The report continued: "The committee believes that these instances show a lack of judgment, questionable management practices and what appears to be at best an indifference for Congress' role in the establishment of defense spending priorities. Such practices not only undermine the appropriations process, but also weaken the confidence given to [the office] with respect to conducting its overall responsibilities within the Department of Defense."

Similar language asserting the primacy of congressional earmarks--on which the new administration has pledged to crack down--was in the House Appropriations Committee report on the FY02 Interior spending bill.

The report declared, "When congressional instructions are provided, the committee expects these instructions to be closely monitored and followed."
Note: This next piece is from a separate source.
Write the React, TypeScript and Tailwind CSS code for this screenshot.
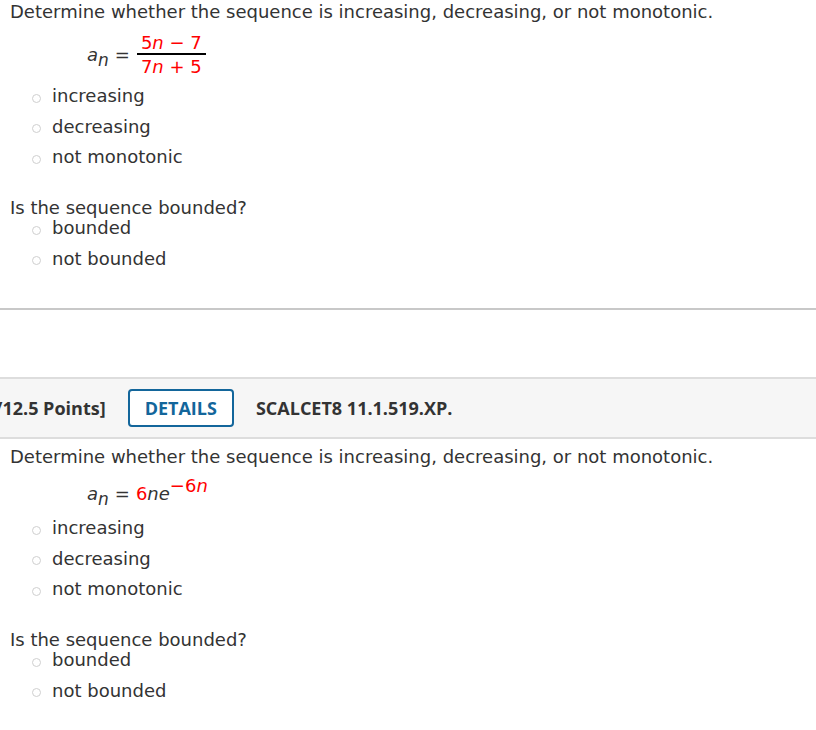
import React from "react";

const V = { fontFamily: '"DejaVu Sans", Verdana, sans-serif' };
const O = { fontFamily: '"Open Sans", "Noto Sans", sans-serif' };

function Opt({ label }: { label: string }) {
  return (
    <div className="h-[30.5px] flex items-start">
      <div className="h-[20px] flex items-center">
        <span className="ml-[32px] mt-[4px] w-[9px] h-[9px] rounded-full border border-[#cfcfcf] bg-white" />
        <span className="ml-[11px] leading-[20px]">{label}</span>
      </div>
    </div>
  );
}

function Options() {
  return (
    <div>
      <Opt label="increasing" />
      <Opt label="decreasing" />
      <Opt label="not monotonic" />
      <div className="mt-[20.5px] pl-[10px] h-[20px] leading-[20px]">Is the sequence bounded?</div>
      <Opt label="bounded" />
      <Opt label="not bounded" />
    </div>
  );
}

function An() {
  return (
    <span className="inline-flex items-baseline">
      <span className="italic">a</span>
      <span className="italic text-[17px] relative top-[5px]">n</span>
    </span>
  );
}

export default function App() {
  return (
    <div className="w-[816px] h-[730px] bg-white text-[#333] text-[18px] overflow-hidden" style={V}>
      <div className="pt-[2px] pl-[10px] h-[22px] leading-[20px]">
        Determine whether the sequence is increasing, decreasing, or not monotonic.
      </div>
      <div className="h-[64px] flex items-center pl-[87px]">
        <div className="flex items-center mt-[1px]">
          <An />
          <span className="ml-[6px]">=</span>
          <span className="ml-[7px] inline-flex flex-col items-center text-[#f00]">
            <span className="h-[21px] leading-[21px] px-[4px]">
              <span>5</span><span className="italic">n</span> − 7
            </span>
            <span className="w-full h-[2px] bg-black" />
            <span className="h-[22px] leading-[24px] px-[4px]">
              <span>7</span><span className="italic">n</span> + 5
            </span>
          </span>
        </div>
      </div>
      <Options />
      <div className="mt-[29px] h-[2px] bg-[#c8c8c8]" />
      <div className="mt-[67px] border-y-2 border-[#dddddd] bg-[#f6f6f6] h-[62px] flex items-center" style={O}>
        <span className="ml-[-5px] font-bold text-[18px] text-[#333] whitespace-nowrap">/12.5 Points]</span>
        <span className="ml-[22px] h-[38px] px-[15px] flex items-center border-2 border-[#13669b] rounded-[4px] text-[#13669b] font-bold text-[18px] bg-white">DETAILS</span>
        <span className="ml-[22px] font-bold text-[18px] text-[#333]">SCALCET8 11.1.519.XP.</span>
      </div>
      <div className="mt-[8px] pl-[10px] h-[20px] leading-[20px]">
        Determine whether the sequence is increasing, decreasing, or not monotonic.
      </div>
      <div className="h-[51px] flex items-center pl-[87px]">
        <div className="flex items-baseline mt-[2px]">
          <An />
          <span className="ml-[6px]">=</span>
          <span className="ml-[6px] text-[#f00]">6</span>
          <span className="italic">ne</span>
          <span className="text-[#f00] relative top-[-8px]">−6<span className="italic">n</span></span>
        </div>
      </div>
      <Options />
    </div>
  );
}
It goes on to state: "In the future, the committee directs that earmarks for congressional funding priorities be first allocated to the [designated projects], and then all remaining funds should be allocated to the field based on established procedures. Field units or programs should not have their allocation reduced because of earmarks for congressional priorities, without direction from or advance approval of the committee."

In its SAP on the Interior bill, the administration came right back at the committee with a section called "Infringement on Executive Authority," in which it objected to provisions requiring prior congressional approval.

Responded OMB, "The administration will interpret these provisions to require only notification of Congress, since any other interpretation would contradict the Supreme Court ruling in INS vs. Chadha."

By invoking the 1983 separation of powers case that prohibits either chamber from legislatively vetoing executive branch actions, OMB served notice, early in the appropriations season, that the White House is separate--even from the GOP-controlled House.